### WHAT TO DO
For each line that holds "screenshot", copy the line out.

### ROWS
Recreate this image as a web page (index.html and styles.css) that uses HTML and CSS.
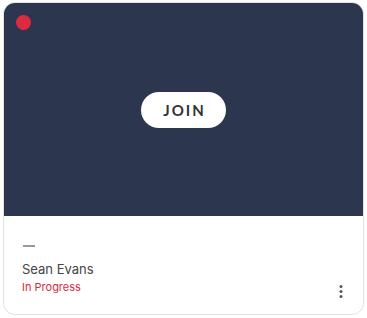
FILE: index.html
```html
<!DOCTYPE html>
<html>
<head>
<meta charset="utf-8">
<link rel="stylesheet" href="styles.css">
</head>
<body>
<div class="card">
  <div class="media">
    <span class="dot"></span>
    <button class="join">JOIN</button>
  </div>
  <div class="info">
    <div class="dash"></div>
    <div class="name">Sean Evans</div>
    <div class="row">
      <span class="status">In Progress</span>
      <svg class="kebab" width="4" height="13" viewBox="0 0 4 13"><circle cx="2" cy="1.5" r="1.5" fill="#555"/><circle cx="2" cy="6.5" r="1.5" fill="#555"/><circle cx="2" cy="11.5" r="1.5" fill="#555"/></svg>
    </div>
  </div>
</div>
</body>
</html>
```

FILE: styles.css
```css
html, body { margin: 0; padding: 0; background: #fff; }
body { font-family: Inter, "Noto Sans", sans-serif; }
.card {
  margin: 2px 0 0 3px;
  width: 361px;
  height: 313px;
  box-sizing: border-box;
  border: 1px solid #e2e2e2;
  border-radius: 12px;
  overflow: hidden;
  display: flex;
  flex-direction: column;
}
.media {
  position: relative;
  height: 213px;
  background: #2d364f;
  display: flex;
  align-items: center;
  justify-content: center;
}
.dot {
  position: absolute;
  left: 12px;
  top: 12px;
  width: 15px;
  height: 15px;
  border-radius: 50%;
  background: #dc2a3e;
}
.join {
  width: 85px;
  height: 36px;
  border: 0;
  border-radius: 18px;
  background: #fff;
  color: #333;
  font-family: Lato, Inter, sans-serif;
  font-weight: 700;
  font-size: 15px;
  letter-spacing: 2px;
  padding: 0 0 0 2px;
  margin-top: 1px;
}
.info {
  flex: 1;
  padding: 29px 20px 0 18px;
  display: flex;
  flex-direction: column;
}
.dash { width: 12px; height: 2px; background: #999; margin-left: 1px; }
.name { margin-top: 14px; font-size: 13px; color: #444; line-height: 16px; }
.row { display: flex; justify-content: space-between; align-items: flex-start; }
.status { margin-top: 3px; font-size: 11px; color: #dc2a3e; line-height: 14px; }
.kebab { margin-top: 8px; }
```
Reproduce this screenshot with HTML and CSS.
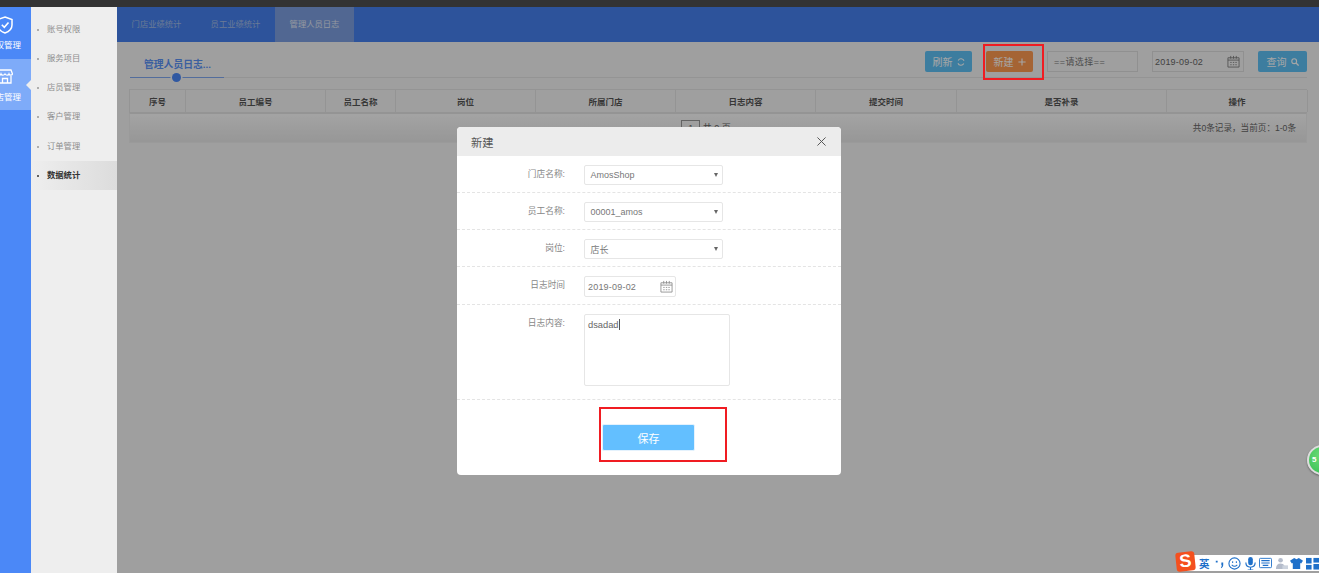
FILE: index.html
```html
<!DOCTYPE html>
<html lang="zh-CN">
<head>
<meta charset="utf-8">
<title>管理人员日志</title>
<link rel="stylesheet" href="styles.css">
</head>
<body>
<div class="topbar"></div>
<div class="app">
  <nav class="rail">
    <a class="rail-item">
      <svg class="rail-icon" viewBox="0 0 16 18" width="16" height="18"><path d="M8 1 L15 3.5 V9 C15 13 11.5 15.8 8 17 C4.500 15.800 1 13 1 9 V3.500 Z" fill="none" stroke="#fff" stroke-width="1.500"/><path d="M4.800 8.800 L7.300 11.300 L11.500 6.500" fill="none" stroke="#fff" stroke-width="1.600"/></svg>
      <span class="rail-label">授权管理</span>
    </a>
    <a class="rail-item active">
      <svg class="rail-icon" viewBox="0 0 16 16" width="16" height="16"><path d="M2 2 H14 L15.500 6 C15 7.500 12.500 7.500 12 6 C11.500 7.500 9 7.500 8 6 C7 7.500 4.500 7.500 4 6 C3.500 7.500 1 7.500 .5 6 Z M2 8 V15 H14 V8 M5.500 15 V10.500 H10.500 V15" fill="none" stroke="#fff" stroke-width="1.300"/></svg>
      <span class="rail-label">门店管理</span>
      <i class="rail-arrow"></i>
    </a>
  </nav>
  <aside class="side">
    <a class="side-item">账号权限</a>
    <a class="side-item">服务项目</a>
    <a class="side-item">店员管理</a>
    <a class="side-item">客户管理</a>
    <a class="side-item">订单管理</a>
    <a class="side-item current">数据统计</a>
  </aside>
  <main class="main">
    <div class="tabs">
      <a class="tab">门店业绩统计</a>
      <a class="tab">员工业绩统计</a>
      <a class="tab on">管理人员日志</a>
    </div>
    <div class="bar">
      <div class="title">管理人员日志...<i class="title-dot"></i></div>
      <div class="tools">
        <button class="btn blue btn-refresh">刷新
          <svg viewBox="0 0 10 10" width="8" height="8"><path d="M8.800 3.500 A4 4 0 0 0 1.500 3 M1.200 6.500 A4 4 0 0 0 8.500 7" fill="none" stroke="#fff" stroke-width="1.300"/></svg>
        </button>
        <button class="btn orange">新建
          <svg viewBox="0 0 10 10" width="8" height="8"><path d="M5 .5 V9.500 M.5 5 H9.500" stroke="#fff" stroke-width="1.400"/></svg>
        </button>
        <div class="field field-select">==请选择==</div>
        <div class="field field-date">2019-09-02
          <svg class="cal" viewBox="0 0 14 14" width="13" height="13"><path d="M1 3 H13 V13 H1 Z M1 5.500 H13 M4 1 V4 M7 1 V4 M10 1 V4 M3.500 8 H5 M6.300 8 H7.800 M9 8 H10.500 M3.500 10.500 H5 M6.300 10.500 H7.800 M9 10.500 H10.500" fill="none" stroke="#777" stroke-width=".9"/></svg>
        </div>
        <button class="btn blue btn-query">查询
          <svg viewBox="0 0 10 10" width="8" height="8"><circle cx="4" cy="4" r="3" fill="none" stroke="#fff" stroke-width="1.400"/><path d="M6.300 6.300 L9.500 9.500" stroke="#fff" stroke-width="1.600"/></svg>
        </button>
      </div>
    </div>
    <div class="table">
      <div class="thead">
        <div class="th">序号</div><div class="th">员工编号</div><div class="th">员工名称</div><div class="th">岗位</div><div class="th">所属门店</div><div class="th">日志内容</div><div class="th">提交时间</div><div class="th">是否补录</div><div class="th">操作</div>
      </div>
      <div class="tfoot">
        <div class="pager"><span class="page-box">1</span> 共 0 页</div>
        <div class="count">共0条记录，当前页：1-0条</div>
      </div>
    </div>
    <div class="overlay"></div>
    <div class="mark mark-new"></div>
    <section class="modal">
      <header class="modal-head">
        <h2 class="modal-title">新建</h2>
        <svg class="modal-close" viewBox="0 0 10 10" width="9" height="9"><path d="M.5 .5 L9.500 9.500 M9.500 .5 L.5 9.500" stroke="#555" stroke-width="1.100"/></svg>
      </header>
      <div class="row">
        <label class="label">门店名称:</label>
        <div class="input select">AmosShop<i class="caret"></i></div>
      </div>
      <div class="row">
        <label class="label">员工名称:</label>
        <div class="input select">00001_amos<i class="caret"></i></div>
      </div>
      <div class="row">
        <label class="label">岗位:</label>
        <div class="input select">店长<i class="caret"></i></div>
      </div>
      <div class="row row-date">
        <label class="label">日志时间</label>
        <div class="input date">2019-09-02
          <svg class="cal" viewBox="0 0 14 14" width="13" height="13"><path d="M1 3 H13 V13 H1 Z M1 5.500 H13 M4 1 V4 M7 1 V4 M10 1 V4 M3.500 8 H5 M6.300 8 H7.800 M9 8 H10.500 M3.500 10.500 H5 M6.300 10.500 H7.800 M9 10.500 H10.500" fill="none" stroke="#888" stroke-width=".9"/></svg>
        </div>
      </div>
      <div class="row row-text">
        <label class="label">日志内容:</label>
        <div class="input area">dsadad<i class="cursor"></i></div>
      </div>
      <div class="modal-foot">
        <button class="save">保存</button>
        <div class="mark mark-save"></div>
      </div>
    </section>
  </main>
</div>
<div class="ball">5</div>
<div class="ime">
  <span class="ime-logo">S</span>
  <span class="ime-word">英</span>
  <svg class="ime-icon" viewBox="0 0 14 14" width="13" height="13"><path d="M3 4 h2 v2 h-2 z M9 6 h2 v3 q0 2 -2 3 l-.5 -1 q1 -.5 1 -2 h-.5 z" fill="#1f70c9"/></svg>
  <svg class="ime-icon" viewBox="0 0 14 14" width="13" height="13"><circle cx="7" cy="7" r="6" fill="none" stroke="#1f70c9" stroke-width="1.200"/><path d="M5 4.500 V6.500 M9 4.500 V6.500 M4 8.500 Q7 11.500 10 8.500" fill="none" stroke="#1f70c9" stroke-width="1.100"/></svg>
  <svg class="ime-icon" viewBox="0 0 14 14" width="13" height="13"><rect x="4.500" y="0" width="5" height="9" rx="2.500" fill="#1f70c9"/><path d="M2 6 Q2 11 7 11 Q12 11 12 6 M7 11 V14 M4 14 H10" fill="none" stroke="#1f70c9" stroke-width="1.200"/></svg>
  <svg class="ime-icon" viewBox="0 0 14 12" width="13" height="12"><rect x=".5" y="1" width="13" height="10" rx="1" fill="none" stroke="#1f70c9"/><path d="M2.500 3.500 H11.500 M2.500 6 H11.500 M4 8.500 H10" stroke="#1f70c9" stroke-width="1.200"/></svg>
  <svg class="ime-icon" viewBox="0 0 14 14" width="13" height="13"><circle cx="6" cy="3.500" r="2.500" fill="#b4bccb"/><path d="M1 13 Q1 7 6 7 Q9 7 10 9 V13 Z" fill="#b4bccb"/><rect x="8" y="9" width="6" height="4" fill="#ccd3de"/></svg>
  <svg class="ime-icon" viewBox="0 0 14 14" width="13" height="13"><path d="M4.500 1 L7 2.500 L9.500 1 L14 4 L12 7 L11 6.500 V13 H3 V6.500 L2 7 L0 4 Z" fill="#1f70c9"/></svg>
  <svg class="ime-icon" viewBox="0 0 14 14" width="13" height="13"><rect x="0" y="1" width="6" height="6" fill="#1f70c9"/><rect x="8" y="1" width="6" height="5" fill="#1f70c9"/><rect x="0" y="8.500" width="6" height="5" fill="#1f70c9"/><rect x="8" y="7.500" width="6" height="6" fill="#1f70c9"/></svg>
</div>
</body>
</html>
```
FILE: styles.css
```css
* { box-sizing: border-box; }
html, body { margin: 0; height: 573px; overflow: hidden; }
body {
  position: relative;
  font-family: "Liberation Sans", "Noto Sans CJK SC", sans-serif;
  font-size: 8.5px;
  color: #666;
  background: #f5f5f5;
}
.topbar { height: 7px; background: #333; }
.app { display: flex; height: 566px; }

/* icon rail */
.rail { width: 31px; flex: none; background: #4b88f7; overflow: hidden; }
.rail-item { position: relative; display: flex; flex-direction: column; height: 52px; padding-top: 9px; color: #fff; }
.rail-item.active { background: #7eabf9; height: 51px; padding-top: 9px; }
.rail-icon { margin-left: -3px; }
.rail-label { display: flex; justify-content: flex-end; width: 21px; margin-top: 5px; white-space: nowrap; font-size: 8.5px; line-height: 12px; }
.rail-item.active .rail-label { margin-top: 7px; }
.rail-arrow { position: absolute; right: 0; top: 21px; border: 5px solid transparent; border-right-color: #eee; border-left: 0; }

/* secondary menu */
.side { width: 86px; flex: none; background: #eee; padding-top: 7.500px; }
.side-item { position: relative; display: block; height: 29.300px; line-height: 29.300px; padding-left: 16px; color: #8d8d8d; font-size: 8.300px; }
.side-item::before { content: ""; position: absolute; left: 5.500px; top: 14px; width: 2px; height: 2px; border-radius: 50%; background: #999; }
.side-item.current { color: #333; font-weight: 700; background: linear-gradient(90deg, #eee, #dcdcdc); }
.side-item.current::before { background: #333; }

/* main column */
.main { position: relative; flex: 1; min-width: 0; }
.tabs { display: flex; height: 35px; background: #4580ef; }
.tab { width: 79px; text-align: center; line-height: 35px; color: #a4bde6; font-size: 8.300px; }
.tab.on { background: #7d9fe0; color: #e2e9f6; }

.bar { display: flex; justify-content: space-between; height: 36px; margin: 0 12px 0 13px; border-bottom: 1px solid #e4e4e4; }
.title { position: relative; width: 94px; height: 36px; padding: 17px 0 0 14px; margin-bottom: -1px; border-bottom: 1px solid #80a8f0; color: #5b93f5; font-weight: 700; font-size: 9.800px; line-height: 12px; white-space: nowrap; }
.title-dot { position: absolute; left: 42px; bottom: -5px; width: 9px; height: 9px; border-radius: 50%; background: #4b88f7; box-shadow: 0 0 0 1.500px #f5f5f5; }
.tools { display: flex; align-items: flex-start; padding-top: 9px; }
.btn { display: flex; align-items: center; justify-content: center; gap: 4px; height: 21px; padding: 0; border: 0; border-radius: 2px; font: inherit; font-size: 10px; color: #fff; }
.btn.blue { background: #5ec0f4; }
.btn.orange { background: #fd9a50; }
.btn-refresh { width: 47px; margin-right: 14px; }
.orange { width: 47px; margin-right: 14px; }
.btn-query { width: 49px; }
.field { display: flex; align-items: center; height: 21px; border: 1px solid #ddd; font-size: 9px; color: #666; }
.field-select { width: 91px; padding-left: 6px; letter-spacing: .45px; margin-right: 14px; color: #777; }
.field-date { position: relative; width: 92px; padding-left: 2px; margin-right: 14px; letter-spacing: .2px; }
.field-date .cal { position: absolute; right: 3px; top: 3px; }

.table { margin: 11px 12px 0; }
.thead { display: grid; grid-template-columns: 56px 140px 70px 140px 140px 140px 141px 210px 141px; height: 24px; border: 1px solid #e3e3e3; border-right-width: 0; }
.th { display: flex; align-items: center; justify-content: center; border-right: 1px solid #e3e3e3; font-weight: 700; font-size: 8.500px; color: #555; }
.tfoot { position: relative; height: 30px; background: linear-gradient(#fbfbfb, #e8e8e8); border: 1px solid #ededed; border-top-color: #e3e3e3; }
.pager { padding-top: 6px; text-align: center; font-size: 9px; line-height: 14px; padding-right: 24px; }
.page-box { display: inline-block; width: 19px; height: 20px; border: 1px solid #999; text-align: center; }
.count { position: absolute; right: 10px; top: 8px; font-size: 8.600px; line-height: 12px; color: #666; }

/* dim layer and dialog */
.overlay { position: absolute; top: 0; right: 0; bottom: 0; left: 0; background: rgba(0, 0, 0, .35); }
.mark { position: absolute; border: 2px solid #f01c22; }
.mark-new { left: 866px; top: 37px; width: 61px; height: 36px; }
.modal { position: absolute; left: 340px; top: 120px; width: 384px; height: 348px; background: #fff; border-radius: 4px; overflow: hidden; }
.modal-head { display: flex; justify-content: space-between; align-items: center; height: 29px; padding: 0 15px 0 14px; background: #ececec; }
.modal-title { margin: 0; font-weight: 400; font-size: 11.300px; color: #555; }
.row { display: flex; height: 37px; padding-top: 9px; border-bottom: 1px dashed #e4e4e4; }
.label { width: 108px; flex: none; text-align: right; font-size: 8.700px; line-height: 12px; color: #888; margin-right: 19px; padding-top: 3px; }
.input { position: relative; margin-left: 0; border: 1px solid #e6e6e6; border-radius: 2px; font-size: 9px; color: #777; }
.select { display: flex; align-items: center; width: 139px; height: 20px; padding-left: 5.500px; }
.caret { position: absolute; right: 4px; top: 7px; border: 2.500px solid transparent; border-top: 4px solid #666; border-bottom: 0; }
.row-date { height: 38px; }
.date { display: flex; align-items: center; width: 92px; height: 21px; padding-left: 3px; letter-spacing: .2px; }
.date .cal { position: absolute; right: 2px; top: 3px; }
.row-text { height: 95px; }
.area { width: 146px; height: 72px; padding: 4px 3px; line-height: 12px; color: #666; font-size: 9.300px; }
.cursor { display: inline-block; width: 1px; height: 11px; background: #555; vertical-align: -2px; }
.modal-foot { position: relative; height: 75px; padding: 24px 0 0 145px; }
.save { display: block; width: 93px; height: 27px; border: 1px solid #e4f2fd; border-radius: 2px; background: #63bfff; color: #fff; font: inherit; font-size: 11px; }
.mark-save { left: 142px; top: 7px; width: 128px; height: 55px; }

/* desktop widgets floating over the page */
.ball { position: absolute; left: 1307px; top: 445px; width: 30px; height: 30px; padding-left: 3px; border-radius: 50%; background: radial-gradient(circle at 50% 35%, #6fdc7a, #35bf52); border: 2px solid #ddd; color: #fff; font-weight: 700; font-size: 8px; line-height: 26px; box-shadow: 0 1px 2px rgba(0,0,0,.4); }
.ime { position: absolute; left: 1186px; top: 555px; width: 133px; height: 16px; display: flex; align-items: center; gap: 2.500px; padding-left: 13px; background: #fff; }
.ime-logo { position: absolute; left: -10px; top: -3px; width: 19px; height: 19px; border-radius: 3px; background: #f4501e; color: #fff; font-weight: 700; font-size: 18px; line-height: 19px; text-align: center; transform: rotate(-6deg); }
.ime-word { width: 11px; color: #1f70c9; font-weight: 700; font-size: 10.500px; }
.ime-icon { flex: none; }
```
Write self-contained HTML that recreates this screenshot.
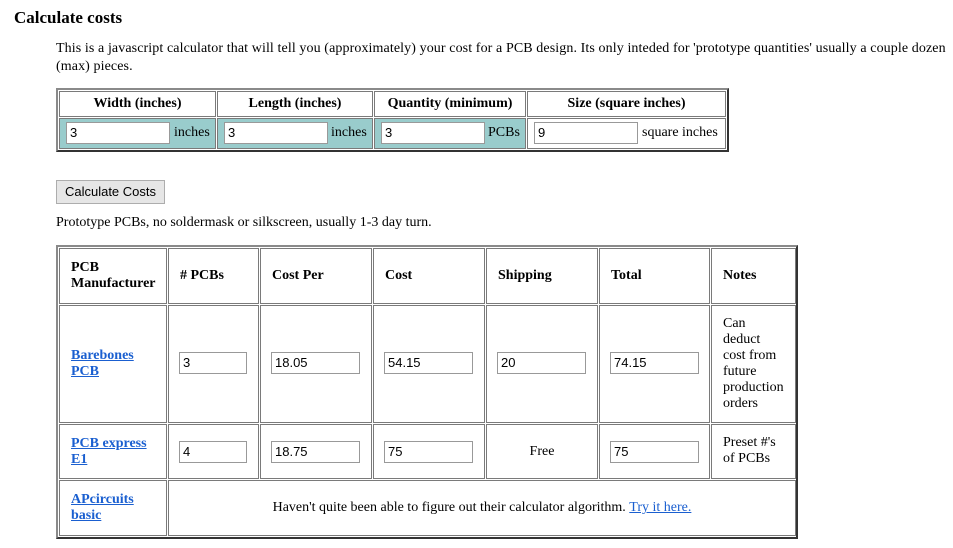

### EXERCISE OUTPUT
Reproduce this screenshot with HTML and CSS.
Write self-contained HTML that recreates this screenshot.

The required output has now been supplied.